What if I genuinely cannot think of anything unique about myself?

Everyone has differentiators; most people just have not taken the time to identify them. Think about your specific combination of industries you have worked in, skills you have developed, problems you have solved, and perspectives you carry from your personal background. The intersection of those elements is almost always what makes you unique, even if no single element on its own feels remarkable.

Should I mention personal qualities or stick to professional experience?

Personal qualities are fair game, but only if you can connect them to professional results. "I am naturally curious" is not a useful answer. "My natural curiosity led me to learn SQL on my own, which allowed me to build dashboards that saved my team 10 hours per week" is a strong one.

Is this question the same as "What sets you apart from other candidates?"

They are closely related but have a different emphasis. "What makes you unique?" focuses on what is distinctive about your background and perspective. "What sets you apart" places more emphasis on competitive differentiation, specifically why you are the stronger choice compared to others. Your preparation for one will overlap with the other, but adjust the framing accordingly.

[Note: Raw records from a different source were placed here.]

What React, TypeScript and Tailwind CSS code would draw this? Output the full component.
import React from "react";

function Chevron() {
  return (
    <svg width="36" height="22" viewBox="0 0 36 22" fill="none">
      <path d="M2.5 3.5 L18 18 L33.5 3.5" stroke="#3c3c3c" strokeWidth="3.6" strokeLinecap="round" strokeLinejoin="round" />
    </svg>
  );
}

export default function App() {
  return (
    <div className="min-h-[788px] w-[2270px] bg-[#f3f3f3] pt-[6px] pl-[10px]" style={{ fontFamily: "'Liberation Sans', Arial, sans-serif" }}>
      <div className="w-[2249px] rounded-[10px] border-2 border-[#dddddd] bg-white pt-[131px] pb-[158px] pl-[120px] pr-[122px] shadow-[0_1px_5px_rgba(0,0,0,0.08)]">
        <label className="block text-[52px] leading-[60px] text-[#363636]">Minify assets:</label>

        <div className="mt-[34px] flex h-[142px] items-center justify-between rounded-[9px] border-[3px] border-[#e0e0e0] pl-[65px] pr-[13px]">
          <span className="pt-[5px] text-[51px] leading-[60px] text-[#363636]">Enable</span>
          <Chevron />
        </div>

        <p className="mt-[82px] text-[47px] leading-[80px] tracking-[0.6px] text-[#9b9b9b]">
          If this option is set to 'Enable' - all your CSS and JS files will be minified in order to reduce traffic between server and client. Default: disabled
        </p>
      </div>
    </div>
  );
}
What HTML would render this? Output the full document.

Can I use humor in my answer?

A brief, natural moment of humor can make your answer more memorable, but do not force it. The priority is clarity and substance. If humor comes naturally to you and fits the tone of the conversation, it can help. If it feels like a performance, skip it.

Conclusion

"What makes you unique?" is not asking you to prove you are the most interesting person alive. It is asking you to identify the specific combination of skills, experiences, and perspective that you bring, and then show why that combination matters for the role in front of you.

The strongest answers follow a simple pattern: name something genuinely uncommon about your background, prove it with a specific example that includes a measurable result, and connect it directly to what the employer needs. Do that in 60 to 90 seconds with confidence, and you will give the interviewer exactly what they are looking for.